Muita tinta já correu sobre esta temática, sem que pareça haver solução à vista ou, pelo menos, um consenso que permita sanar as desavenças familiares. No entanto, desta vez não pretendo juntar mais tinta àquela que já correu. Pelo contrário, opto por outro ponto de vista para esta questão tão atual, deslocando a tónica do lado dos filhos para a colocar do lado dos pais.

Nesta perspetiva, o foco incide na utilização que os pais fazem das tecnologias, nomeadamente na presença dos seus filhos. Sabendo que os pais educam sobretudo através do exemplo — ainda mais do que da palavra —, importa refletir no tipo de modelo que representam para as novas gerações. E, se colocarmos a mão na consciência, talvez muitos adultos não fiquem assim tão bem na fotografia.

Num local de férias, todos os dias observava a mesma cena à hora do pequeno-almoço, na mesa ao lado, ocupada por um jovem casal com o seu filho de dois anos. Sentados frente a frente, pai e mãe passavam o tempo concentrados no ecrã dos respetivos telemóveis, enquanto a criança, ao lado da mãe, permanecia em silêncio ou, em alternativa, tentava chamar a atenção dos pais insistentemente. Era como se aqueles três seres, juntos numa mesa, parecessem isolados, não estabelecendo uma autêntica interação familiar.

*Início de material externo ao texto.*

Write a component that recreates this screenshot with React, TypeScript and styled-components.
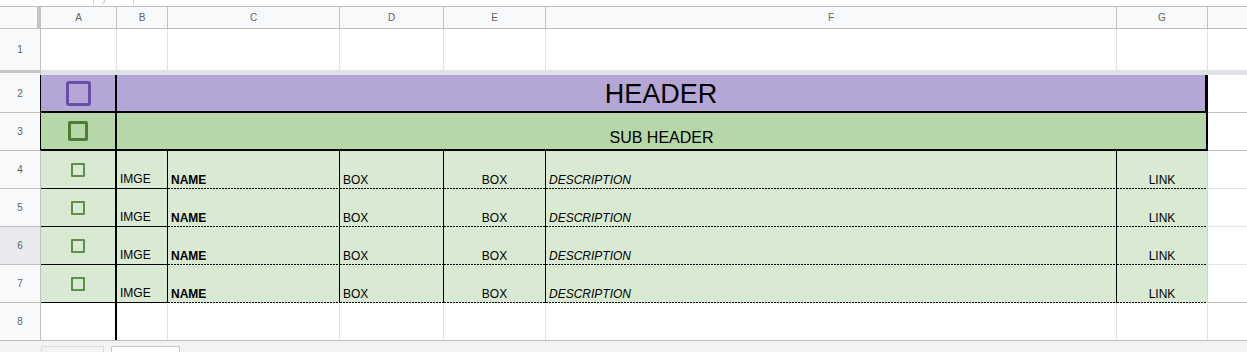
import React from 'react';
import styled, { createGlobalStyle } from 'styled-components';

const GlobalStyle = createGlobalStyle`
  html, body { margin: 0; padding: 0; background: #ffffff; }
  body { font-family: "Liberation Sans", Arial, sans-serif; }
  * { box-sizing: border-box; }
`;

const GRID = '#e2e2e2';
const HEAD_LINE = '#c0c0c0';
const PURPLE = '#b4a7d6';
const GREEN = '#b6d7a8';
const LIGHT_GREEN = '#d9ead3';

const Page = styled.div`
  width: 1247px;
  height: 352px;
  overflow: hidden;
  display: flex;
  flex-direction: column;
  background: #ffffff;
`;

const TopStrip = styled.div`
  height: 6px;
  flex: none;
  display: flex;
  align-items: flex-start;
  padding-left: 93px;
`;

const StripDivider = styled.span<{ $gap?: number }>`
  width: 1px;
  height: 5px;
  background: #d3d5d8;
  margin-left: ${(p) => p.$gap ?? 0}px;
`;

const FxStub = styled.svg`
  margin-left: 8px;
  width: 8px;
  height: 5px;
  flex: none;
`;

const Sheet = styled.div`
  flex: none;
  display: grid;
  grid-template-columns: 41px 76px 51px 172px 104px 102px 571px 91px 1fr;
  grid-template-rows: 23px 41px 5px repeat(6, 38px) 37px;
`;

const ColHead = styled.div<{ $handle?: boolean; $last?: boolean }>`
  background: #f8f9fa;
  border-top: 1px solid ${HEAD_LINE};
  border-bottom: 1px solid ${HEAD_LINE};
  border-right: ${(p) =>
    p.$handle ? '4px solid #c4c4c4' : p.$last ? 'none' : `1px solid ${HEAD_LINE}`};
  display: flex;
  align-items: center;
  justify-content: center;
  font-family: "Liberation Sans", Arial, sans-serif;
  font-size: 10px;
  color: #5f6368;
`;

const RowHead = styled.div<{ $edge?: string; $hl?: boolean; $noBottom?: boolean }>`
  background: ${(p) => (p.$hl ? '#e8eaed' : '#f8f9fa')};
  border-right: 1px solid ${(p) => p.$edge ?? HEAD_LINE};
  border-bottom: ${(p) => (p.$noBottom ? 'none' : `1px solid ${HEAD_LINE}`)};
  display: flex;
  align-items: center;
  justify-content: center;
  font-family: "Liberation Sans", Arial, sans-serif;
  font-size: 10px;
  color: #5f6368;
`;

const BandHead = styled.div`
  border-top: 3px solid #c4c4c4;
  background: #f8f9fa;
  border-right: 1px solid ${HEAD_LINE};
`;

const BandBody = styled.div`
  grid-column: 2 / -1;
  background: #dee1e6;
`;

type CellProps = {
  $bg?: string;
  $r?: string;
  $b?: string;
  $dash?: boolean;
  $justify?: 'flex-start' | 'center' | 'flex-end';
  $middle?: boolean;
  $span?: number;
  $weight?: number;
  $italic?: boolean;
  $size?: number;
  $pb?: number;
};

const Cell = styled.div<CellProps>`
  grid-column: ${(p) => (p.$span ? `span ${p.$span}` : 'auto')};
  background-color: ${(p) => p.$bg ?? '#ffffff'};
  background-image: ${(p) =>
    p.$dash
      ? 'repeating-linear-gradient(to right, #000000 0 2px, transparent 2px 3px)'
      : 'none'};
  background-size: 100% 1px;
  background-position: left bottom;
  background-repeat: no-repeat;
  border-right: ${(p) => p.$r ?? `1px solid ${GRID}`};
  border-bottom: ${(p) => p.$b ?? 'none'};
  display: flex;
  align-items: ${(p) => (p.$middle ? 'center' : 'flex-end')};
  justify-content: ${(p) => p.$justify ?? 'flex-start'};
  padding: 0 3px ${(p) => p.$pb ?? 2}px;
  font-family: "Liberation Sans", Arial, sans-serif;
  font-size: ${(p) => p.$size ?? 12}px;
  font-weight: ${(p) => p.$weight ?? 400};
  font-style: ${(p) => (p.$italic ? 'italic' : 'normal')};
  color: #000000;
  white-space: nowrap;
  overflow: hidden;
`;

const Check = styled.span<{ $size: number; $stroke: number; $color: string; $radius: number }>`
  display: block;
  flex: none;
  width: ${(p) => p.$size}px;
  height: ${(p) => p.$size}px;
  border: ${(p) => p.$stroke}px solid ${(p) => p.$color};
  border-radius: ${(p) => p.$radius}px;
`;

const BottomBar = styled.div`
  flex: 1;
  background: #f1f3f4;
  border-top: 1px solid #bdbdbd;
  display: flex;
  align-items: flex-end;
  gap: 7px;
  padding-left: 41px;
`;

const SheetTab = styled.div<{ $active?: boolean; $w: number }>`
  width: ${(p) => p.$w}px;
  height: 6px;
  background: ${(p) => (p.$active ? '#ffffff' : '#f3f3f3')};
  border: 1px solid ${(p) => (p.$active ? '#c6c6c6' : '#dadce0')};
  border-bottom: none;
  border-radius: 2px 2px 0 0;
`;

const COL_LETTERS = ['A', 'B', 'C', 'D', 'E', 'F', 'G'];

const BLACK2 = '2px solid #000000';
const BLACK1 = '1px solid #000000';

function ItemRow({ n, hl, last }: { n: number; hl?: boolean; last?: boolean }) {
  return (
    <>
      <RowHead $hl={hl}>{n}</RowHead>
      <Cell $bg={LIGHT_GREEN} $r={BLACK2} $b={BLACK1} $middle $justify="center" $pb={0}>
        <Check $size={14} $stroke={2} $color="#5e8f4b" $radius={1} />
      </Cell>
      <Cell $bg={LIGHT_GREEN} $r={BLACK1} $b={BLACK1}>IMGE</Cell>
      <Cell $bg={LIGHT_GREEN} $r={BLACK1} $dash $weight={700}>NAME</Cell>
      <Cell $bg={LIGHT_GREEN} $r={BLACK1} $dash>BOX</Cell>
      <Cell $bg={LIGHT_GREEN} $r={BLACK1} $dash $justify="center">BOX</Cell>
      <Cell $bg={LIGHT_GREEN} $r={BLACK1} $dash $italic>DESCRIPTION</Cell>
      <Cell $bg={LIGHT_GREEN} $r="1px solid #c9d8c2" $dash $justify="center">LINK</Cell>
      <Cell $r="none" $b={`1px solid ${last ? HEAD_LINE : GRID}`} />
    </>
  );
}

export default function App() {
  return (
    <Page>
      <GlobalStyle />
      <TopStrip>
        <StripDivider />
        <FxStub viewBox="0 0 8 5">
          <path d="M2.5 0 L1.8 3.2 Q1.5 4.4 0.4 4.2" fill="none" stroke="#bfc1c4" strokeWidth="0.9" />
        </FxStub>
        <StripDivider $gap={23} />
      </TopStrip>
      <Sheet>
        {/* column headers */}
        <ColHead $handle />
        {COL_LETTERS.map((l) => (
          <ColHead key={l}>{l}</ColHead>
        ))}
        <ColHead $last />

        {/* row 1 */}
        <RowHead $noBottom>1</RowHead>
        {COL_LETTERS.map((l) => (
          <Cell key={`r1${l}`} />
        ))}
        <Cell $r="none" />

        {/* frozen divider */}
        <BandHead />
        <BandBody />

        {/* row 2 header */}
        <RowHead $edge="#000000">2</RowHead>
        <Cell $bg={PURPLE} $r={BLACK2} $b={BLACK2} $middle $justify="center" $pb={0}>
          <Check $size={25} $stroke={3} $color="#674ea7" $radius={3} />
        </Cell>
        <Cell $bg={PURPLE} $span={6} $r="3px solid #000000" $b={BLACK2} $justify="center" $size={27} $pb={1}>
          HEADER
        </Cell>
        <Cell $r="none" $b={`1px solid ${HEAD_LINE}`} />

        {/* row 3 sub header */}
        <RowHead $edge="#000000">3</RowHead>
        <Cell $bg={GREEN} $r={BLACK2} $b={BLACK2} $middle $justify="center" $pb={0}>
          <Check $size={20} $stroke={3} $color="#4b7d37" $radius={2} />
        </Cell>
        <Cell $bg={GREEN} $span={6} $r={BLACK2} $b={BLACK2} $justify="center" $size={16} $pb={2}>
          SUB HEADER
        </Cell>
        <Cell $r="none" $b={`1px solid ${HEAD_LINE}`} />

        <ItemRow n={4} />
        <ItemRow n={5} />
        <ItemRow n={6} hl />
        <ItemRow n={7} last />

        {/* row 8 */}
        <RowHead $noBottom>8</RowHead>
        <Cell $r={BLACK2} />
        {COL_LETTERS.slice(1).map((l) => (
          <Cell key={`r8${l}`} />
        ))}
        <Cell $r="none" />
      </Sheet>
      <BottomBar>
        <SheetTab $w={63} />
        <SheetTab $w={69} $active />
      </BottomBar>
    </Page>
  );
}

Também se tornaram frequentes situações em que os pais, com filhos pequenos ao colo, ocupam uma das mãos teclando no telemóvel, conectados em grupos do WhatsApp, despachando e-mails ou acedendo a redes sociais. Os pais estão com os filhos, é verdade, mas, ao mesmo tempo, também estão ausentes. É como se houvesse uma presença ausente, na qual a criança nunca parece ser a verdadeira prioridade dos seus pais, nem tão-pouco beneficiar da sua atenção exclusiva. Se esta forma de estar for a habitual — apesar de poder estar satisfeito o requisito da quantidade de tempo na relação parental — o modelo não alimenta uma interação de qualidade.

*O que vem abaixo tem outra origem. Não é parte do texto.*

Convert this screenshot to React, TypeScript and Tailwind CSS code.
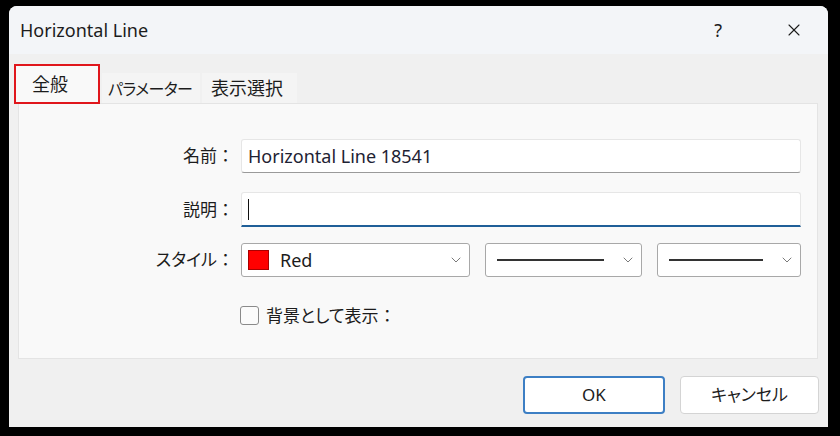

O problema é que situações como a acima descrita estão longe de ser atos isolados e nem sempre correspondem à vontade dos intervenientes. Contam-se entre estes os momentos em que a atividade profissional entra pela vida das famílias, através dos telemóveis ou do e-mail, com tarefas sempre prementes e inadiáveis, incompatíveis com as dinâmicas de uma família, que implicam tempo para dar banho às crianças, fazer o jantar e aconchegar-lhes a roupa na cama, enquanto se conta uma história de encantar.

É por todos estes motivos que, antes de se instalarem as dificuldades parentais com a gestão da utilização das novas tecnologias pelos filhos, os pais têm de começar por se questionar sobre a utilização que eles próprios fazem dos ecrãs. Muitas vezes, o resumo semanal de tempo de ecrã é altamente interpelante e devia-nos fazer parar para pensar: será que estamos a atravessar uma “linha vermelha”? Por mais que haja perguntas que nos custam particularmente a formular, há uma questão que se impõe: para estarmos tanto tempo conectados, será que em algum momento nos distraímos dos nossos filhos?

Na obra A Tirania do Divertimento, o professor universitário Oliver Babeau chama a atenção para a diminuição das interações familiares, causada pela hiperconexão dos pais às novas tecnologias. “Constantemente absorvidos pelos seus próprios ecrãs, os pais falam menos com os filhos”, constata, afirmando que, desta forma, não só as crianças encontram um exemplo que se apressam a seguir, mas também se perde grande parte da riqueza que um adulto pode — e deve — transmitir a uma criança. De acordo com a sua visão, quanto mais pequena for uma criança, mais grave se torna essa falta de interação, uma vez que as crianças necessitam de encorajamentos verbais e não-verbais para se desenvolverem. Dá, sem dúvida, que pensar.